### Excerpted data
* Start *
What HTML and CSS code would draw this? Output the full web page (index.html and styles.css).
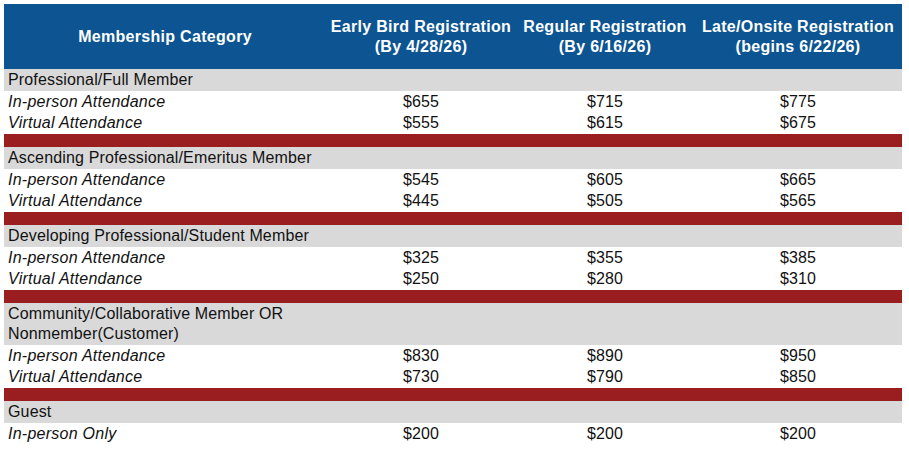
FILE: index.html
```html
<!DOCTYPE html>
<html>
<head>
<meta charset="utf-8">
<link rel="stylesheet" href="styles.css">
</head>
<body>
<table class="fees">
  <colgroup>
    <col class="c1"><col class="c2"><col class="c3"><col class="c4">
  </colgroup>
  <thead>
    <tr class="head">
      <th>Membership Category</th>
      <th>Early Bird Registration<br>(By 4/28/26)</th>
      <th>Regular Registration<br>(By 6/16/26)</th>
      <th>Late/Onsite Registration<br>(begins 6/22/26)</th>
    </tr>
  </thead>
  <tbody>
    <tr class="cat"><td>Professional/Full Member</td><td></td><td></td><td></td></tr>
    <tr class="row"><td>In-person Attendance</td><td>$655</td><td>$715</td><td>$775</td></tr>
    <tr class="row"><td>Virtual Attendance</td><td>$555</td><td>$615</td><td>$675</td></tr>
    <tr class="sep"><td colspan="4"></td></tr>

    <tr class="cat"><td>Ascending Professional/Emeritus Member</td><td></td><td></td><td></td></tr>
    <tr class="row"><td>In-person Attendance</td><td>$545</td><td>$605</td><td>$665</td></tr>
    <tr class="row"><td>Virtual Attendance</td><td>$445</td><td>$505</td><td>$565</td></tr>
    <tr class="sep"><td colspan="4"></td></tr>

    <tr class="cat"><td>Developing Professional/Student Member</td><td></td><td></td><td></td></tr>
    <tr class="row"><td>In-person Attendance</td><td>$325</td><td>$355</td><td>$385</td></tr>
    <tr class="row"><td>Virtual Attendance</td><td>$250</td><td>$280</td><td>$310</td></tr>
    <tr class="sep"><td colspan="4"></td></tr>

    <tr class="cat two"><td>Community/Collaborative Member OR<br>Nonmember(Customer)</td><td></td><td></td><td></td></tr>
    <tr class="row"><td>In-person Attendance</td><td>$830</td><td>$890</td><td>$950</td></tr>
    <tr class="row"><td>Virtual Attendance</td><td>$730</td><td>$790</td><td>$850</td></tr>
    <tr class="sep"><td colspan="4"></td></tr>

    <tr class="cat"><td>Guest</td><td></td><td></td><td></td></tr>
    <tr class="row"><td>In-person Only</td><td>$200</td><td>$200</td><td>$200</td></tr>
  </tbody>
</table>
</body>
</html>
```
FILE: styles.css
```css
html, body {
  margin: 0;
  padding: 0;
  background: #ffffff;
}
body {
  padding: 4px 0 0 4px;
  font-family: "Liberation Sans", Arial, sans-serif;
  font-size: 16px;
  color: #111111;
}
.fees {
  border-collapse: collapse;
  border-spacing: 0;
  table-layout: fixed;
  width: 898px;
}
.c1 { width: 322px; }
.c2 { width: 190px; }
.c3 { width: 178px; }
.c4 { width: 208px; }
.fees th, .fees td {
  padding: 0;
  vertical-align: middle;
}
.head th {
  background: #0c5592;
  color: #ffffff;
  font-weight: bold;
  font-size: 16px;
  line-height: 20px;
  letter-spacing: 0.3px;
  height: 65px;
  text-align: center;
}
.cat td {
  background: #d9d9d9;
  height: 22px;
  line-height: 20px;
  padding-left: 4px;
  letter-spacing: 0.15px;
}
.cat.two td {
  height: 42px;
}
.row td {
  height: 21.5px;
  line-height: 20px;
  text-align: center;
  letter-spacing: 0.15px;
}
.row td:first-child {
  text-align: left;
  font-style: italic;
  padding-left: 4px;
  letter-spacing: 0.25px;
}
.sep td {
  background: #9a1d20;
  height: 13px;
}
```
* End *
* Start *
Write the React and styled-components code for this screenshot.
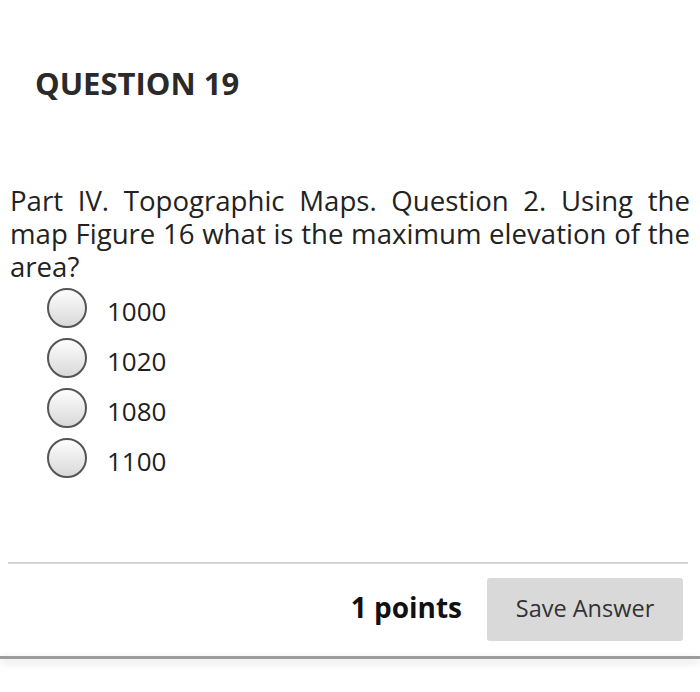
* End *
### What you need to do
Write out every line of the entries that holds the word "code".

### Exercise solution
What HTML and CSS code would draw this? Output the full web page (index.html and styles.css).
Write the React and styled-components code for this screenshot.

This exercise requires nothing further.